Is there anything more miraculous than water from the sky?

I don’t think so.

I was walking home at the end of my workday, which I had spent in a glass box that allows me to stare plaintively out at the world and whatever weather we are having, without getting to enjoy any of it. It had been a grey day, the kind that depresses everyone with oppressive cloud cover and dry, heavy air.

Then, around 4 o’clock, my favourite time of day, something wonderful happened. The air started to shimmer silver, and the sky darkened as the clouds thickened like rising bread. A trickle of rain began sprinkling on the asphalt, gradually building to a sheet that soaked everything. The parking lot turned black, and the brick-coloured chips around the shrubs outside glowed. It cleared after a little while, but just before my shift ended, the slow dripping turned into another shower, and I stepped out into it, clad in just a wooly sweater over my uniform.

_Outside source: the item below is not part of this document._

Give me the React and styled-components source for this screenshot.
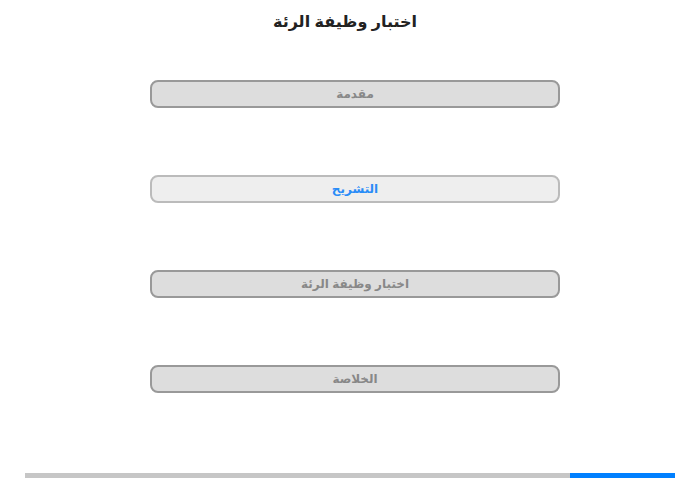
import React from 'react';
import styled, { createGlobalStyle } from 'styled-components';

const GlobalStyle = createGlobalStyle`
  html, body {
    margin: 0;
    padding: 0;
    background: #fff;
  }
  body {
    font-family: "Liberation Sans", "DejaVu Sans", Arial, sans-serif;
  }
`;

const Page = styled.div`
  width: 700px;
  height: 480px;
  display: flex;
  flex-direction: column;
  align-items: center;
  direction: rtl;
  overflow: hidden;
`;

const Title = styled.h1`
  margin: 12px 0 0 -10px;
  font-size: 16px;
  line-height: 20px;
  font-weight: bold;
  color: #222;
`;

const Menu = styled.div`
  margin: 48px 0 0 10px;
  display: flex;
  flex-direction: column;
  gap: 67px;
`;

const Step = styled.div`
  box-sizing: border-box;
  width: 410px;
  height: 28px;
  border-radius: 8px;
  border: 2px solid ${p => (p.$active ? '#bbb' : '#999')};
  background: ${p => (p.$active ? '#eee' : '#ddd')};
  color: ${p => (p.$active ? '#2a8cf7' : '#888')};
  font-size: 12px;
  font-weight: bold;
  display: flex;
  align-items: center;
  justify-content: center;
`;

const Progress = styled.div`
  margin-top: auto;
  margin-bottom: 2px;
  width: 650px;
  height: 5px;
  background: #c6c6c6;
  display: flex;
`;

const Fill = styled.div`
  height: 100%;
  background: #0080ff;
`;

const steps = ['مقدمة', 'التشريح', 'اختبار وظيفة الرئة', 'الخلاصة'];

export default function App() {
  return (
    <Page>
      <GlobalStyle />
      <Title>اختبار وظيفة الرئة</Title>
      <Menu>
        {steps.map((s, i) => (
          <Step key={s} $active={i === 1}>{s}</Step>
        ))}
      </Menu>
      <Progress>
        <Fill style={{ width: `${(105 / 650) * 100}%` }} />
      </Progress>
    </Page>
  );
}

At first, the droplets felt cold on me, but once my hair was fairly wet, it didn’t bother me any more. I strolled along the road in the silvery landscape, struck by how verdant the newborn grass was. The willow tree near the brook, where I cut branches to make wreaths and crowns, was dangling vibrant green buds against the rust and iron of the woods behind it. Tiny, sparse forsythia was swaying next to people’s driveways, blooming like pale stars. I could practically feel the lawns and empty lots burning with growth, bolting and reveling in the water that was soaking them. It made me feel like running. It was as though the whole world was hyperventilating, breathless with spring. I felt my life pulsing in me. I touched the part of humanity in me that is still an animal. We live as though being animals and being human are two seperate things. They aren’t, I felt it.

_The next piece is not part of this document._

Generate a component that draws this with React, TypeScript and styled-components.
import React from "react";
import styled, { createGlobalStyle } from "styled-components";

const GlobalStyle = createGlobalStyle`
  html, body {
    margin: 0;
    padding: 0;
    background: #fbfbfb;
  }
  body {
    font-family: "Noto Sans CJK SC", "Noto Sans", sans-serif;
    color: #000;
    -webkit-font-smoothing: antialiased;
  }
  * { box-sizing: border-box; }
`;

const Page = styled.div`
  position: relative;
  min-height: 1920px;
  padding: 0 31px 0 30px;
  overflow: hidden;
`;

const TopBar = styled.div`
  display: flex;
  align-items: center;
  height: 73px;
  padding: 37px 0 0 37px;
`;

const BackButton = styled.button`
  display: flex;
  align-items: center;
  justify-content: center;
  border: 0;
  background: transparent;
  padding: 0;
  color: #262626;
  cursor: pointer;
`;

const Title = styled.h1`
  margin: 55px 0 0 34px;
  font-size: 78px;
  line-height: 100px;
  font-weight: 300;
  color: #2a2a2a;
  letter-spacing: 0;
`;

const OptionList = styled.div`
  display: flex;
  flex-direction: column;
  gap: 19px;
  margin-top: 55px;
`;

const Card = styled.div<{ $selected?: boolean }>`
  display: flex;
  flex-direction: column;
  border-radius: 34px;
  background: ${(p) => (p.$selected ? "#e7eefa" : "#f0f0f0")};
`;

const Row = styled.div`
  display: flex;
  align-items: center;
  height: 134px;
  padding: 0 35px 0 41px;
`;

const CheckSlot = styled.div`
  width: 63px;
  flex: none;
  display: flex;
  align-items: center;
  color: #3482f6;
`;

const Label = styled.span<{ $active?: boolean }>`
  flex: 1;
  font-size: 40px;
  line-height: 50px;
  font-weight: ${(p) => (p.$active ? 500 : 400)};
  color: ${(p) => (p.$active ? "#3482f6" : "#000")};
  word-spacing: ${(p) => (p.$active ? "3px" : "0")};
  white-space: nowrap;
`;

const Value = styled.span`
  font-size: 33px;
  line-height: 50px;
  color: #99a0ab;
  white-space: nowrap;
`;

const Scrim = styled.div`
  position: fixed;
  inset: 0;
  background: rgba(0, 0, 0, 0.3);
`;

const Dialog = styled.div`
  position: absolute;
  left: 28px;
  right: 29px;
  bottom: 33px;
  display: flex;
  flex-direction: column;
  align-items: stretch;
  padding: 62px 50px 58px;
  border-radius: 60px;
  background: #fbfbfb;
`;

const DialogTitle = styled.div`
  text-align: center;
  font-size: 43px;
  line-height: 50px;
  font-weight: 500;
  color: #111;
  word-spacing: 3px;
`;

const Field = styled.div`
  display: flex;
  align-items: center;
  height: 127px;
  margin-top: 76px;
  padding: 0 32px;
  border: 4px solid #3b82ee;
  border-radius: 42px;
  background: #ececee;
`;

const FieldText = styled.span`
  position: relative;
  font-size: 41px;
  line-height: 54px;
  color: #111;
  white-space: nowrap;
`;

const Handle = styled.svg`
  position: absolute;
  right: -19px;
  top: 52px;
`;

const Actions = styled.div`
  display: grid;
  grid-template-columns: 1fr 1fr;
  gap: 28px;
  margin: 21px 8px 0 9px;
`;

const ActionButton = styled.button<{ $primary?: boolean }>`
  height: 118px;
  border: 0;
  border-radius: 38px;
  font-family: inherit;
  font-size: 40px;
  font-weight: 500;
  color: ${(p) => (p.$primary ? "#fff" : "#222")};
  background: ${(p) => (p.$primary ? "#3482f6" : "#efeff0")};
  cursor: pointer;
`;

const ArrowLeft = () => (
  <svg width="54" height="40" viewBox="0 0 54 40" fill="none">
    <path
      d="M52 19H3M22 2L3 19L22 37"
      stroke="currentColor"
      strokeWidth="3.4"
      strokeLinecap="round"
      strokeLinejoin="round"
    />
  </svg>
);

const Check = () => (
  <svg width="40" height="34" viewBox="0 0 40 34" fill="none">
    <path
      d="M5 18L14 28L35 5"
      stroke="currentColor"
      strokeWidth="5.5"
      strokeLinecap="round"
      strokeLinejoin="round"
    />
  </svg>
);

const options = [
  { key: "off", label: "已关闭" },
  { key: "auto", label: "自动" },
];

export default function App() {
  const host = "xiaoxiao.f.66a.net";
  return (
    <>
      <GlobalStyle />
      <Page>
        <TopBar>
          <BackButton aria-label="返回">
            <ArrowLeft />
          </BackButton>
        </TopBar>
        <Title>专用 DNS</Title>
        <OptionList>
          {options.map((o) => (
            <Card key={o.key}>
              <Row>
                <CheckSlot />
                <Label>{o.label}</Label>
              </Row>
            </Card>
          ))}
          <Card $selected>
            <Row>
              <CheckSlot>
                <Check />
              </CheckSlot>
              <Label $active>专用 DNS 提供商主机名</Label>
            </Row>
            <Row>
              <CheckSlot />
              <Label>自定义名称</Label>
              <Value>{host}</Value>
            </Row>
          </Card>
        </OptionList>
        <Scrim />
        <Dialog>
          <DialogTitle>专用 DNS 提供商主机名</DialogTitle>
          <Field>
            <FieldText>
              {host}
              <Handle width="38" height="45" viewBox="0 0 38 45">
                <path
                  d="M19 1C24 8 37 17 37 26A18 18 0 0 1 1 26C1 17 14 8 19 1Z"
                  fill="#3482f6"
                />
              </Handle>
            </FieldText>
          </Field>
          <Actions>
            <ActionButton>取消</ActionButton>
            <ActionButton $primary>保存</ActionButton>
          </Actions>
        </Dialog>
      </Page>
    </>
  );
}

I thought about the rain, and how we used to do Rain Dances, or make up stories about Gods of thunder and lightening, back when civilization was young(er). When we are little tadpoles in school, we learn how we are mostly made up of water, how living things need water to live, how life began in the water. And I thought about what an awesome thing it is that this stuff that makes life possible is everywhere around us, all the time. What a gift it is that on a mercury-coloured day we can go for a walk, and have the flora glow around us as if lit up from the inside.

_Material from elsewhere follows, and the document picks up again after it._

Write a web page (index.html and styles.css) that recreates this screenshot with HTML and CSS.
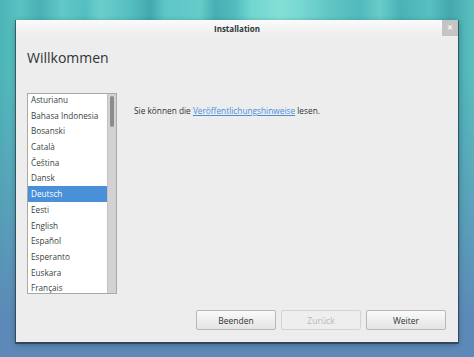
FILE: index.html
```html
<!DOCTYPE html>
<html lang="de">
<head>
  <meta charset="UTF-8">
  <title>Installation</title>
  <link rel="stylesheet" href="styles.css">
</head>
<body>
  <!-- Installer Window -->
  <div class="window">
    <div class="titlebar">
      <span class="title">Installation</span>
      <button class="close-button">&#x2715;</button>
    </div>

    <div class="content">
      <h1 class="heading">Willkommen</h1>

      <div class="main-row">
        <!-- Language List -->
        <div class="language-list">
          <ul class="languages">
            <li>Asturianu</li>
            <li>Bahasa Indonesia</li>
            <li>Bosanski</li>
            <li>Català</li>
            <li>Čeština</li>
            <li>Dansk</li>
            <li class="selected">Deutsch</li>
            <li>Eesti</li>
            <li>English</li>
            <li>Español</li>
            <li>Esperanto</li>
            <li>Euskara</li>
            <li>Français</li>
          </ul>
          <div class="scrollbar"><div class="thumb"></div></div>
        </div>

        <p class="notes">Sie können die <a href="#">Veröffentlichungshinweise</a> lesen.</p>
      </div>

      <!-- Buttons -->
      <div class="actions">
        <button class="action-button">Beenden</button>
        <button class="action-button" disabled>Zurück</button>
        <button class="action-button">Weiter</button>
      </div>
    </div>
  </div>
</body>
</html>
```

FILE: styles.css
```css
* {
  margin: 0;
  padding: 0;
  box-sizing: border-box;
}

body {
  width: 474px;
  height: 357px;
  overflow: hidden;
  font-family: 'Open Sans', 'DejaVu Sans', sans-serif;
  color: #2e3436;
  background:
    linear-gradient(to bottom, rgba(94, 140, 186, 0) 0%, rgba(94, 140, 186, 0) 20%, rgba(94, 138, 184, 0.55) 60%, #5c89b7 90%),
    linear-gradient(to right,
      #4cb4b6 0px, #5ac2c2 20px, #4ab0b4 40px, #62c8c8 62px, #54bec0 85px,
      #6ccecc 100px, #56bfc0 130px, #44a8ae 150px, #5ec6c6 165px, #66ccca 200px,
      #48b0b4 215px, #52bbbe 235px, #70d6d0 250px, #84e0d6 280px, #78d8d2 300px,
      #60c6c4 330px, #52babc 360px, #68ccca 380px, #4ab2b6 400px, #58c0c0 430px,
      #44a8ae 450px, #5ac0c0 474px);
  padding: 20px 0 0 16px;
}

/* Window */
.window {
  width: 442px;
  height: 322px;
  background: #ededed;
  display: flex;
  flex-direction: column;
  box-shadow: 0 1px 0 1px rgba(30, 40, 50, 0.55), 0 2px 6px rgba(0, 0, 0, 0.35);
}

.titlebar {
  position: relative;
  height: 17px;
  display: flex;
  justify-content: center;
  align-items: center;
  background: linear-gradient(to bottom, #fbfbfb, #ededed);
}

.title {
  font-size: 8px;
  font-weight: bold;
  color: #2e3436;
}

.close-button {
  position: absolute;
  top: 0;
  right: 0;
  width: 16px;
  height: 16px;
  border: none;
  background: #c4c4c4;
  color: #fafafa;
  font-size: 7px;
  font-weight: bold;
  display: flex;
  justify-content: center;
  align-items: center;
}

.content {
  flex: 1;
  display: flex;
  flex-direction: column;
  padding: 12px 12px 12px 11px;
}

.heading {
  font-size: 14px;
  font-weight: normal;
  line-height: 18px;
  color: #2e3436;
  margin-bottom: 26px;
}

.main-row {
  flex: 1;
  display: flex;
  align-items: flex-start;
}

/* Language List */
.language-list {
  width: 90px;
  height: 201px;
  display: flex;
  border: 1px solid #a9a9a9;
  background: #ffffff;
  overflow: hidden;
}

.languages {
  list-style: none;
  flex: 1;
  margin-top: -2px;
}

.languages li {
  height: 15.7px;
  line-height: 15.7px;
  font-size: 8.2px;
  padding-left: 3px;
  white-space: nowrap;
  color: #3a3f41;
}

.languages li.selected {
  background: #4a90d9;
  color: #ffffff;
}

.scrollbar {
  width: 9px;
  background: #d2d2d2;
  border-left: 1px solid #c4c4c4;
  padding: 2px 2px 0 2px;
}

.thumb {
  height: 31px;
  background: #8c8c8c;
  border-radius: 2px;
}

.notes {
  font-size: 8.3px;
  margin-left: 17px;
  margin-top: 12px;
}

.notes a {
  color: #4a90d9;
}

/* Buttons */
.actions {
  display: flex;
  justify-content: flex-end;
  gap: 5px;
}

.action-button {
  width: 80px;
  height: 20px;
  font-family: inherit;
  font-size: 8.5px;
  color: #2e3436;
  border: 1px solid #b8b8b8;
  border-radius: 2px;
  background: linear-gradient(to bottom, #fafafa, #e4e4e4);
}

.action-button:disabled {
  color: #b8b8b8;
  border-color: #d4d4d4;
  background: #eeeeee;
}
```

I’m with ya. Ain’t nothing better than watching the wall of water from a thunderstorm approach. Pity it can’t be experienced everyday.

“I like the rain…it washes memories off sidewalks…”

I like the rain too, but if it rains anymore around here I may need a boat just to get to work.

Ironically kung fu lola, here in the Pacific Northwest after about 9 months of mercury colored afternoons, the sun just came out! :slight_smile:

I don’t like the rain, not since I left my cake out in it.

I like the rain, after all you can’t get rainbows without it.
And rainbows cheer everyone up, don’t they?

Sure you can. Ain’tcha ever been to a big waterfall? :smiley:

I envy that you have an office with a window. My accounting department has no windows (which is where i work).

I love the rain so much, i like waking up to rain drops sliding down my window and listening to cars drive by splashing water. I get sad everytime the rain stops and the sun comes back out. Rain is rare in California.

Ha! I wish I worked in an office! It would probably pay more than the fast-food joint I’m stranded at.

I can create rainbows with my waterhose. A very cool thing to do with young children.